(Records with interface code)
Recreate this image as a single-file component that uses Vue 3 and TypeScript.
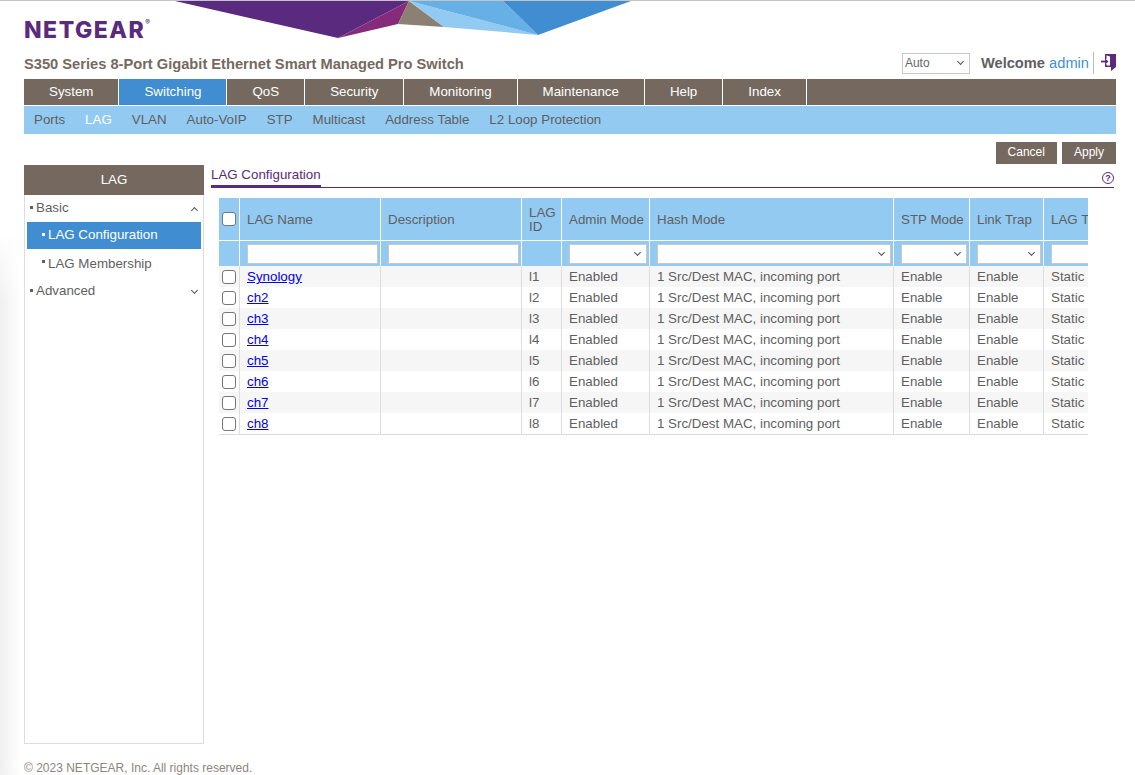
<script setup lang="ts">
const navItems = ['System', 'Switching', 'QoS', 'Security', 'Monitoring', 'Maintenance', 'Help', 'Index']
const subItems = ['Ports', 'LAG', 'VLAN', 'Auto-VoIP', 'STP', 'Multicast', 'Address Table', 'L2 Loop Protection']
const names = ['Synology', 'ch2', 'ch3', 'ch4', 'ch5', 'ch6', 'ch7', 'ch8']
const rows = names.map((name, i) => ({ name, id: `l${i + 1}` }))
</script>

<template>
  <div class="page">
    <div class="edge"></div>
    <svg class="banner" width="460" height="38" viewBox="0 0 460 38">
      <polygon points="1,0 235,0 164,37" fill="#5a2a7e" />
      <polygon points="164,37 235,0 224,23" fill="#862b7b" />
      <polygon points="235,0 224,23 270,26" fill="#8b8072" />
      <polygon points="235,0 270,26 364,34" fill="#93caf2" />
      <polygon points="235,0 329,0 364,34" fill="#67b0e6" />
      <polygon points="329,0 457,0 364,34" fill="#408dd2" />
    </svg>
    <div class="logo">NETGEAR<sup>®</sup></div>

    <div class="title-row">
      <div class="title">S350 Series 8-Port Gigabit Ethernet Smart Managed Pro Switch</div>
      <div class="user">
        <div class="select lang">Auto<i class="chev"></i></div>
        <div class="welcome">Welcome <span>admin</span></div>
        <svg class="logout" width="15" height="17" viewBox="0 0 15 17">
          <path d="M4 0h11v13l-5 4v-4H4v-3h1.500v1.500H9V2.500L6 1.500H5.500V5H4z" fill="#5a2a7e" />
          <path d="M0 7.500h5" fill="none" stroke="#5a2a7e" stroke-width="1.800" />
          <path d="M4 4.500l3.500 3-3.500 3z" fill="#5a2a7e" />
        </svg>
      </div>
    </div>

    <nav class="nav">
      <a v-for="item in navItems" :key="item" :class="{ active: item === 'Switching' }">{{ item }}</a>
    </nav>
    <nav class="subnav">
      <a v-for="item in subItems" :key="item" :class="{ active: item === 'LAG' }">{{ item }}</a>
    </nav>

    <div class="actions">
      <button type="button">Cancel</button>
      <button type="button">Apply</button>
    </div>

    <div class="main">
      <aside class="side">
        <div class="side-head">LAG</div>
        <div class="side-body">
          <div class="side-item top"><i class="dot"></i>Basic<i class="caret up"></i></div>
          <div class="side-item sub active"><i class="dot"></i>LAG Configuration</div>
          <div class="side-item sub second"><i class="dot raised"></i>LAG Membership</div>
          <div class="side-item top last"><i class="dot"></i>Advanced<i class="caret"></i></div>
        </div>
      </aside>

      <section class="content">
        <div class="tabs">
          <span class="tab">LAG Configuration</span>
          <span class="help">?</span>
        </div>
        <div class="table-wrap">
          <table>
            <colgroup>
              <col style="width: 21px" />
              <col style="width: 141px" />
              <col style="width: 141px" />
              <col style="width: 40px" />
              <col style="width: 88px" />
              <col style="width: 244px" />
              <col style="width: 76px" />
              <col style="width: 74px" />
              <col style="width: 90px" />
            </colgroup>
            <thead>
              <tr class="head">
                <th class="check"><span class="box"></span></th>
                <th>LAG Name</th>
                <th>Description</th>
                <th>LAG<br />ID</th>
                <th>Admin Mode</th>
                <th>Hash Mode</th>
                <th>STP Mode</th>
                <th>Link Trap</th>
                <th>LAG Type</th>
              </tr>
              <tr class="filter">
                <th></th>
                <th><span class="field"></span></th>
                <th><span class="field"></span></th>
                <th></th>
                <th><span class="field"><i class="chev"></i></span></th>
                <th><span class="field"><i class="chev"></i></span></th>
                <th><span class="field"><i class="chev"></i></span></th>
                <th><span class="field"><i class="chev"></i></span></th>
                <th><span class="field"></span></th>
              </tr>
            </thead>
            <tbody>
              <tr v-for="row in rows" :key="row.id">
                <td class="check"><span class="box"></span></td>
                <td><a href="#">{{ row.name }}</a></td>
                <td></td>
                <td>{{ row.id }}</td>
                <td>Enabled</td>
                <td>1 Src/Dest MAC, incoming port</td>
                <td>Enable</td>
                <td>Enable</td>
                <td>Static</td>
              </tr>
            </tbody>
          </table>
        </div>
      </section>
    </div>

    <footer class="foot">© 2023 NETGEAR, Inc. All rights reserved.</footer>
  </div>
</template>

<style>
html, body { margin: 0; background: #fff; }
</style>

<style scoped>
.page {
  position: relative;
  box-sizing: border-box;
  height: 775px;
  padding: 0 19px 0 24px;
  border-top: 1px solid #c4c4c4;
  overflow: hidden;
  font-family: "Liberation Sans", Arial, sans-serif;
  font-size: 13.33px;
  color: #666;
  background: #fff;
}

/* soft grey fade on the left side of the page */
.edge {
  position: absolute;
  left: 0;
  top: 230px;
  bottom: 0;
  width: 20px;
  background: linear-gradient(90deg, #f0f0f0, #fff);
  -webkit-mask-image: linear-gradient(180deg, transparent, #000 70px);
  mask-image: linear-gradient(180deg, transparent, #000 70px);
}

.banner {
  position: absolute;
  left: 174px;
  top: 0;
}

.logo {
  box-sizing: border-box;
  height: 50px;
  padding-top: 15px;
  color: #5a2a7e;
  font-family: Inter, "Liberation Sans", sans-serif;
  font-size: 23px;
  line-height: 28px;
  font-weight: 800;
  letter-spacing: 1.5px;
}

.logo sup {
  font-size: 7px;
  line-height: 0;
  font-weight: 400;
  letter-spacing: 0;
  vertical-align: 13px;
}

.title-row {
  display: flex;
  justify-content: space-between;
  align-items: center;
  box-sizing: border-box;
  height: 28px;
  padding-bottom: 4px;
}

.title {
  padding-top: 2px;
  color: #75695f;
  font-size: 14.67px;
  font-weight: 700;
}

.user {
  display: flex;
  align-items: center;
}

.select {
  position: relative;
  box-sizing: border-box;
  width: 68px;
  height: 21px;
  padding-left: 2px;
  border: 1px solid #c8c8c8;
  font-size: 12px;
  line-height: 19px;
}

.chev {
  position: absolute;
  right: 6px;
  top: 50%;
  width: 4px;
  height: 4px;
  margin-top: -4px;
  border-right: 1px solid #555;
  border-bottom: 1px solid #555;
  transform: rotate(45deg);
}

.welcome {
  margin-left: 11px;
  padding-right: 4px;
  border-right: 1px solid #bbb;
  color: #5f5f5f;
  font-size: 14.67px;
  font-weight: 700;
  line-height: 22px;
}

.welcome span {
  color: #4390d5;
  font-weight: 400;
}

.logout {
  margin: -1px 0 0 7px;
}

.nav {
  display: flex;
  height: 26px;
  background: #75695f;
}

.nav a {
  padding: 0 25px;
  border-right: 1px solid #fff;
  color: #fff;
  line-height: 25px;
}

.nav a.active {
  background: #408dd2;
}

.subnav {
  display: flex;
  gap: 20px;
  height: 28px;
  margin-top: 1px;
  padding-left: 10px;
  background: #93caf2;
  line-height: 28px;
}

.subnav a {
  color: #5f5f5f;
}

.subnav a.active {
  color: #fff;
}

.actions {
  display: flex;
  justify-content: flex-end;
  gap: 5px;
  margin-top: 8px;
}

.actions button {
  height: 22px;
  padding: 0 12px 2px;
  border: 0;
  background: #75695f;
  color: #fff;
  font: 12px "Liberation Sans", Arial, sans-serif;
}

.main {
  display: flex;
  align-items: flex-start;
  margin-top: 1px;
}

.side {
  flex: none;
  width: 180px;
  margin-right: 7px;
}

.side-head {
  height: 30px;
  background: #75695f;
  color: #fff;
  line-height: 30px;
  text-align: center;
}

.side-body {
  box-sizing: border-box;
  height: 549px;
  padding: 0 2px;
  border: 1px solid #ddd;
  border-top: 0;
  background: #fff;
}

.side-item {
  position: relative;
  display: flex;
  align-items: center;
  color: #5f5f5f;
}

.side-item.top {
  height: 27px;
  padding: 0 0 2px 3px;
  box-sizing: border-box;
}

.side-item.sub {
  box-sizing: border-box;
  height: 27px;
  padding: 0 0 2px 15px;
}

.side-item.second {
  height: 31px;
}

.side-item.last {
  height: 23px;
}

.side-item.active {
  background: #408dd2;
  color: #fff;
}

.dot {
  width: 3px;
  height: 3px;
  margin-right: 3px;
  background: currentColor;
}

.dot.raised {
  margin-top: -5px;
}

.caret {
  position: absolute;
  right: 4px;
  top: 50%;
  width: 4px;
  height: 4px;
  margin-top: -4px;
  border-right: 1px solid #555;
  border-bottom: 1px solid #555;
  transform: rotate(45deg);
}

.caret.up {
  margin-top: -1px;
  transform: rotate(225deg);
}

.content {
  flex: 1;
  min-width: 0;
}

.tabs {
  display: flex;
  justify-content: space-between;
  align-items: flex-start;
  height: 22px;
  margin-right: 2px;
  border-bottom: 1px solid #5a2a7e;
}

.tab {
  height: 20px;
  border-bottom: 2px solid #5a2a7e;
  color: #5a2a7e;
  line-height: 20px;
}

.help {
  box-sizing: border-box;
  width: 12px;
  height: 12px;
  margin-top: 7px;
  border: 1px solid #5a2a7e;
  border-radius: 50%;
  color: #5a2a7e;
  font-size: 9px;
  font-weight: 700;
  line-height: 10px;
  text-align: center;
}

.table-wrap {
  width: 869px;
  margin: 10px 0 0 8px;
  overflow: hidden;
}

table {
  width: 915px;
  table-layout: fixed;
  border-collapse: separate;
  border-spacing: 0;
}

th {
  box-sizing: border-box;
  padding: 0 0 0 7px;
  border-right: 1px solid #fff;
  border-bottom: 1px solid #fff;
  background: #93caf2;
  color: #5f5f5f;
  font-weight: 400;
  text-align: left;
  line-height: 14px;
}

.head th {
  height: 43px;
  padding-top: 1px;
}

.filter th {
  height: 25px;
  padding: 0 0 0 7px;
  border-bottom: 0;
}

.field {
  position: relative;
  display: block;
  box-sizing: border-box;
  width: calc(100% - 2px);
  height: 20px;
  border: 1px solid #c8c8c8;
  background: #fff;
}

td {
  box-sizing: border-box;
  height: 21px;
  padding: 0 0 0 7px;
  border-right: 1px solid #ddd;
  color: #5f5f5f;
  line-height: 21px;
  white-space: nowrap;
}

tbody tr:nth-child(odd) td {
  background: #f6f6f6;
}

tbody tr:last-child td {
  border-bottom: 1px solid #ddd;
}

th.check,
td.check {
  padding: 0 0 0 3px;
}

.box {
  display: block;
  box-sizing: border-box;
  width: 14px;
  height: 14px;
  border: 1px solid #767676;
  border-radius: 3px;
  background: #fff;
}

td a {
  color: #0000ee;
}

.foot {
  margin-top: 17px;
  font-size: 12px;
  color: #8f857d;
}
</style>
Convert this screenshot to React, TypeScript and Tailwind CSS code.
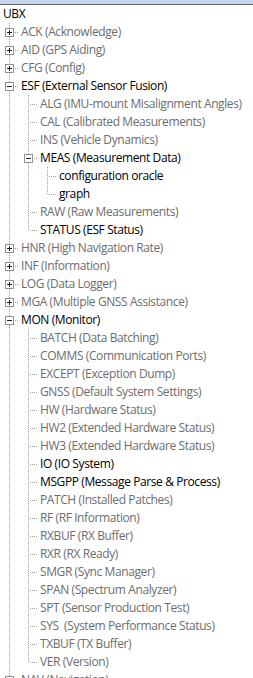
import React from "react";

type Node = {
  label: string;
  dark?: boolean;
  expanded?: boolean;
  hasChildren?: boolean;
  children?: Node[];
};

const g = (label: string): Node => ({ label });
const d = (label: string): Node => ({ label, dark: true });

const tree: Node[] = [
  { label: "ACK (Acknowledge)", hasChildren: true },
  { label: "AID (GPS Aiding)", hasChildren: true },
  { label: "CFG (Config)", hasChildren: true },
  {
    label: "ESF (External Sensor Fusion)",
    dark: true,
    hasChildren: true,
    expanded: true,
    children: [
      g("ALG (IMU-mount Misalignment Angles)"),
      g("CAL (Calibrated Measurements)"),
      g("INS (Vehicle Dynamics)"),
      {
        label: "MEAS (Measurement Data)",
        dark: true,
        hasChildren: true,
        expanded: true,
        children: [d("configuration oracle"), d("graph")],
      },
      g("RAW (Raw Measurements)"),
      d("STATUS (ESF Status)"),
    ],
  },
  { label: "HNR (High Navigation Rate)", hasChildren: true },
  { label: "INF (Information)", hasChildren: true },
  { label: "LOG (Data Logger)", hasChildren: true },
  { label: "MGA (Multiple GNSS Assistance)", hasChildren: true },
  {
    label: "MON (Monitor)",
    dark: true,
    hasChildren: true,
    expanded: true,
    children: [
      g("BATCH (Data Batching)"),
      g("COMMS (Communication Ports)"),
      g("EXCEPT (Exception Dump)"),
      g("GNSS (Default System Settings)"),
      g("HW (Hardware Status)"),
      g("HW2 (Extended Hardware Status)"),
      g("HW3 (Extended Hardware Status)"),
      d("IO (IO System)"),
      d("MSGPP (Message Parse & Process)"),
      g("PATCH (Installed Patches)"),
      g("RF (RF Information)"),
      g("RXBUF (RX Buffer)"),
      g("RXR (RX Ready)"),
      g("SMGR (Sync Manager)"),
      g("SPAN (Spectrum Analyzer)"),
      g("SPT (Sensor Production Test)"),
      g("SYS\u00a0\u00a0(System Performance Status)"),
      g("TXBUF (TX Buffer)"),
      g("VER (Version)"),
    ],
  },
  { label: "NAV (Navigation)", hasChildren: true },
  { label: "RXM (Receiver Manager)", hasChildren: true },
];

type Row = { node: Node; guides: boolean[]; last: boolean };

function flatten(nodes: Node[], guides: boolean[], out: Row[]) {
  nodes.forEach((n, i) => {
    const last = i === nodes.length - 1;
    out.push({ node: n, guides, last });
    if (n.expanded && n.children) flatten(n.children, [...guides, !last], out);
  });
}

const LINE = "#a0a0a0";

function GuideColumn({ cont }: { cont: boolean }) {
  return (
    <svg width="19" height="18" className="shrink-0" shapeRendering="crispEdges">
      {cont && <line x1="9.5" y1="0" x2="9.5" y2="18" stroke={LINE} strokeDasharray="1 1" />}
    </svg>
  );
}

function ElbowColumn({ last, box, open }: { last: boolean; box: boolean; open: boolean }) {
  return (
    <svg width="19" height="18" className="shrink-0" shapeRendering="crispEdges">
      <line x1="9.5" y1="0" x2="9.5" y2={last ? 10 : 18} stroke={LINE} strokeDasharray="1 1" />
      <line x1="11" y1="9.5" x2="19" y2="9.5" stroke={LINE} strokeDasharray="1 1" />
      {box && (
        <>
          <rect x="5.5" y="5.5" width="8" height="8" fill="#ffffff" stroke="#919191" />
          <line x1="7" y1="9.5" x2="12" y2="9.5" stroke="#1e1e1e" />
          {!open && <line x1="9.5" y1="7" x2="9.5" y2="12" stroke="#1e1e1e" />}
        </>
      )}
    </svg>
  );
}

function TreeRow({ row }: { row: Row }) {
  const { node, guides, last } = row;
  return (
    <div className="flex h-[18px] items-center">
      {guides.map((cont, i) => (
        <GuideColumn key={i} cont={cont} />
      ))}
      <ElbowColumn last={last} box={!!node.hasChildren} open={!!node.expanded} />
      <span
        className={`ml-[2px] whitespace-nowrap leading-[18px] ${node.dark ? "text-[#000000]" : "text-[#6d6d6d]"}`}
      >
        {node.label}
      </span>
    </div>
  );
}

export default function App() {
  const rows: Row[] = [];
  flatten(tree, [], rows);
  return (
    <div
      className="flex flex-col w-[253px] h-[678px] overflow-hidden bg-white text-[12px] tracking-[-0.4px]"
      style={{ fontFamily: '"Open Sans", "Noto Sans", sans-serif' }}
    >
      <div className="h-[4px] shrink-0 bg-[#c5d7ec]" />
      <div className="h-px shrink-0 bg-[#646464]" />
      <div className="flex h-[18px] shrink-0 items-center pl-[3px] text-[#000000] leading-[18px]">UBX</div>
      {rows.map((r, i) => (
        <div key={i} className="shrink-0">
          <TreeRow row={r} />
        </div>
      ))}
    </div>
  );
}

Directions for this task: Where a line in the entries holds the word "React", copy that line.

Exercise result:
Convert this screenshot to React, TypeScript and Tailwind CSS code.
import React from "react";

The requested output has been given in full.